La stratégie “EU2020” suffira-t-elle à remettre l’économie européenne sur les rails et à favoriser l’emploi ?

Si on considère que les outils dont l’Europe dispose doivent être au service de cette stratégie, ça ira. Si c’est une stratégie qui reste comme ça en l’air et que les Etats membres font ce qu’ils veulent de leur budget national, et que les outils communautaires ne sont pas au service de cette stratégie, je ne vois pas comment on va en sortir. Dans cette stratégie, on a un objectif pour l’emploi et un pour lutter contre la pauvreté. Pour atteindre ces objectifs, observer la manière dont les Etats membres mènent leur politique d’éducation est quand même une question majeure. Vous pouvez être sanctionné parce que vous n’avez pas respecté le pacte de stabilité, mais personne ne vous tapera sur les doigts si vous n’avez pas assez investi dans l’éducation. Bien au contraire, on vous demande de les réduire. C’est un choix idéologique de destruction de l’appareil d’Etat.

L’Union peut-elle continuer à fonctionner sans un budget européen digne de ce nom, alors que certains Etats membres veulent le geler ?
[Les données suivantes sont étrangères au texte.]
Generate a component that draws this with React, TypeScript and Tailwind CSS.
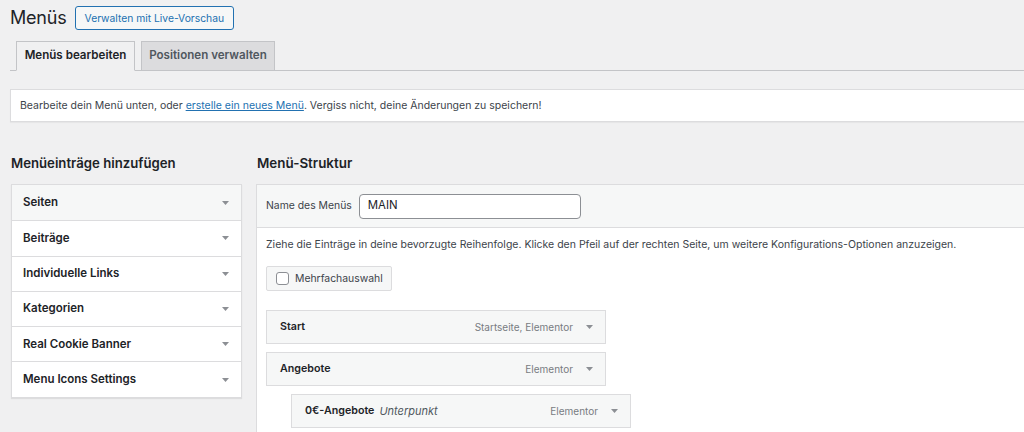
import React from "react";

const Arrow = ({ className = "" }: { className?: string }) => (
  <svg width="7" height="4" viewBox="0 0 7 4" className={`shrink-0 ${className}`}>
    <path d="M0 0 L7 0 L3.5 4 Z" fill="#8c8f94" />
  </svg>
);

const leftRows = [
  "Seiten",
  "Beiträge",
  "Individuelle Links",
  "Kategorien",
  "Real Cookie Banner",
  "Menu Icons Settings",
];

function MenuItem({
  title,
  sub,
  type,
  indent,
}: {
  title: string;
  sub?: string;
  type: string;
  indent?: boolean;
}) {
  return (
    <div className={indent ? "pl-[25px]" : ""}>
      <div className="flex h-[34px] w-[340px] items-center border border-[#dcdcde] bg-[#f6f7f7] pl-[13px] pr-[12px]">
        <span className="text-[10.7px] font-semibold text-[#1d2327]">{title}</span>
        {sub && <span className="ml-[5px] text-[11px] italic text-[#50575e]">{sub}</span>}
        <span className="ml-auto text-[10px] text-[#787c82]">{type}</span>
        <Arrow className="ml-[13px]" />
      </div>
    </div>
  );
}

export default function App() {
  return (
    <div
      className="h-[432px] w-[1024px] overflow-hidden bg-[#f0f0f1] text-[#3c434a]"
      style={{ fontFamily: "Inter, 'Noto Sans', sans-serif" }}
    >
      <div className="w-[1100px] pl-[10px]">
        {/* Header */}
        <div className="flex items-center pt-[6px]">
          <h1 className="text-[18px] font-normal leading-[24px] tracking-[-0.2px] text-[#1d2327]">Menüs</h1>
          <button className="ml-[8px] h-[24px] whitespace-nowrap rounded-[3px] border border-[#2271b1] bg-[#f6f7f7] px-[9px] text-[10.3px] leading-[22px] text-[#2271b1]">
            Verwalten mit Live-Vorschau
          </button>
        </div>

        {/* Tabs */}
        <div className="mt-[11px] flex gap-[6px] border-b border-[#c3c4c7] pl-[6px]">
          <div className="-mb-px flex h-[30px] w-[119px] items-center justify-center whitespace-nowrap border border-b-[#f0f0f1] border-[#c3c4c7] bg-[#f0f0f1] text-[11.6px] font-semibold text-[#1d2327]">
            Menüs bearbeiten
          </div>
          <div className="-mb-px flex h-[30px] w-[134px] items-center justify-center whitespace-nowrap border border-[#c3c4c7] bg-[#dcdcde] text-[11.6px] font-semibold text-[#50575e]">
            Positionen verwalten
          </div>
        </div>

        {/* Notice */}
        <div className="mt-[18px] flex h-[33px] items-center whitespace-nowrap border border-[#dcdcde] bg-white pl-[9px] text-[10.5px] text-[#3c434a] shadow-[0_1px_1px_rgba(0,0,0,0.04)]">
          Bearbeite dein Menü unten, oder&nbsp;
          <a className="text-[#2271b1] underline">erstelle ein neues Menü</a>. Vergiss nicht, deine Änderungen zu speichern!
        </div>

        {/* Columns */}
        <div className="mt-[30px] flex">
          {/* Left */}
          <div className="w-[232px] shrink-0">
            <h2 className="ml-[1px] text-[13.2px] font-semibold leading-[22px] text-[#1d2327]">Menüeinträge hinzufügen</h2>
            <div className="ml-[1px] mt-[10px] w-[231px] border border-[#dcdcde] bg-white shadow-[0_1px_1px_rgba(0,0,0,0.08)]">
              {leftRows.map((r, i) => (
                <div
                  key={r}
                  className={`flex h-[35.3px] items-center justify-between pl-[11px] pr-[12px] text-[11.5px] font-semibold text-[#1d2327] ${
                    i > 0 ? "border-t border-[#dcdcde]" : ""
                  } ${i === 0 ? "bg-[#f6f7f7]" : "bg-white"}`}
                >
                  <span>{r}</span>
                  <Arrow />
                </div>
              ))}
            </div>
          </div>

          {/* Right */}
          <div className="ml-[14px] flex-1">
            <h2 className="ml-[1px] text-[13.4px] font-semibold leading-[22px] text-[#1d2327]">Menü-Struktur</h2>
            <div className="mt-[10px] h-[260px] border border-[#dcdcde] bg-white">
              <div className="flex h-[43px] items-center border-b border-[#dcdcde] bg-[#f6f7f7] pl-[9px]">
                <span className="whitespace-nowrap text-[10.4px] text-[#3c434a]">Name des Menüs</span>
                <div className="ml-[7px] flex h-[25px] w-[222px] items-center rounded-[4px] border border-[#8c8f94] bg-white pl-[8px] text-[11.4px] text-[#1d2327]">
                  MAIN
                </div>
              </div>
              <div className="pl-[9px]">
                <p className="mt-[9px] whitespace-nowrap text-[10.5px] leading-[16px] text-[#3c434a]">
                  Ziehe die Einträge in deine bevorzugte Reihenfolge. Klicke den Pfeil auf der rechten Seite, um weitere Konfigurations-Optionen anzuzeigen.
                </p>
                <div className="mt-[13px] flex h-[25px] w-[126px] items-center rounded-[2px] border border-[#dcdcde] bg-[#f6f7f7] pl-[9px]">
                  <span className="h-[13px] w-[13px] shrink-0 rounded-[3px] border border-[#8c8f94] bg-white" />
                  <span className="ml-[6px] whitespace-nowrap text-[10.4px] text-[#3c434a]">Mehrfachauswahl</span>
                </div>
                <div className="mt-[19px] flex flex-col gap-[8px]">
                  <MenuItem title="Start" type="Startseite, Elementor" />
                  <MenuItem title="Angebote" type="Elementor" />
                  <MenuItem title="0€-Angebote" sub="Unterpunkt" type="Elementor" indent />
                </div>
              </div>
            </div>
          </div>
        </div>
      </div>
    </div>
  );
}
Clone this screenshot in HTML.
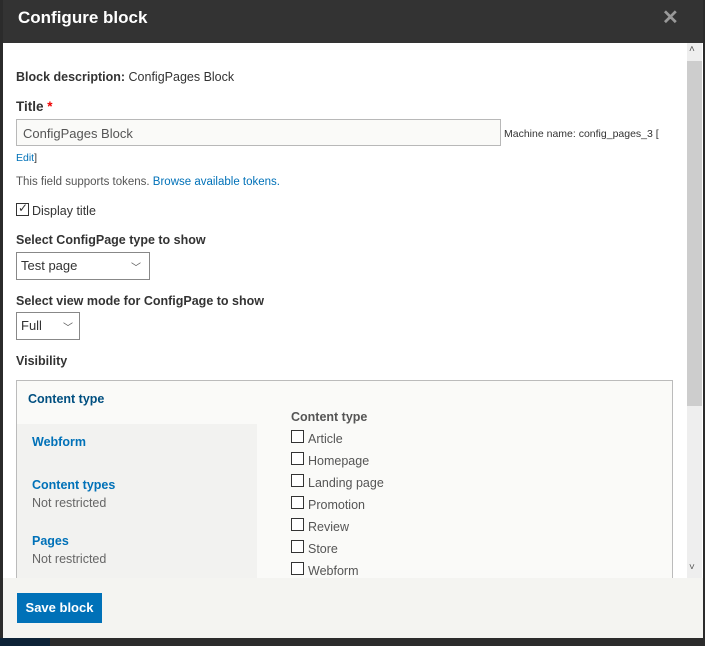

Dans le rapport sur la crise, on trouve l’idée que ce que l’Europe peut bien faire, ce sont les choses qu’elle porte en tant que telle. Quand on a un projet ensemble. Ce projet a été brillamment défini en mars 2007 sous présidence allemande de l’Union lorsqu’on définit l’agenda « 3X20 ». C’est concrètement ce qu’on doit faire : indépendance énergétique, lutte contre le réchauffement climatique C’est le nouveau modèle dont on a besoin. On oublie juste qu’il faut accompagner ce plan de création d’emploi et de justice sociale. Mais l’agenda, il est là. Et, après, on définit un pacte de stabilité révisé dans lequel il n’y a pas un mot sur une stratégie d’investissement. La première étape du rapport de crise dit que, là où il y a des compétences partagées entre Etats membres et l’UE, cette dernière doit intervenir en tant qu’acteur, et pas comme simple organisateur d’un marché.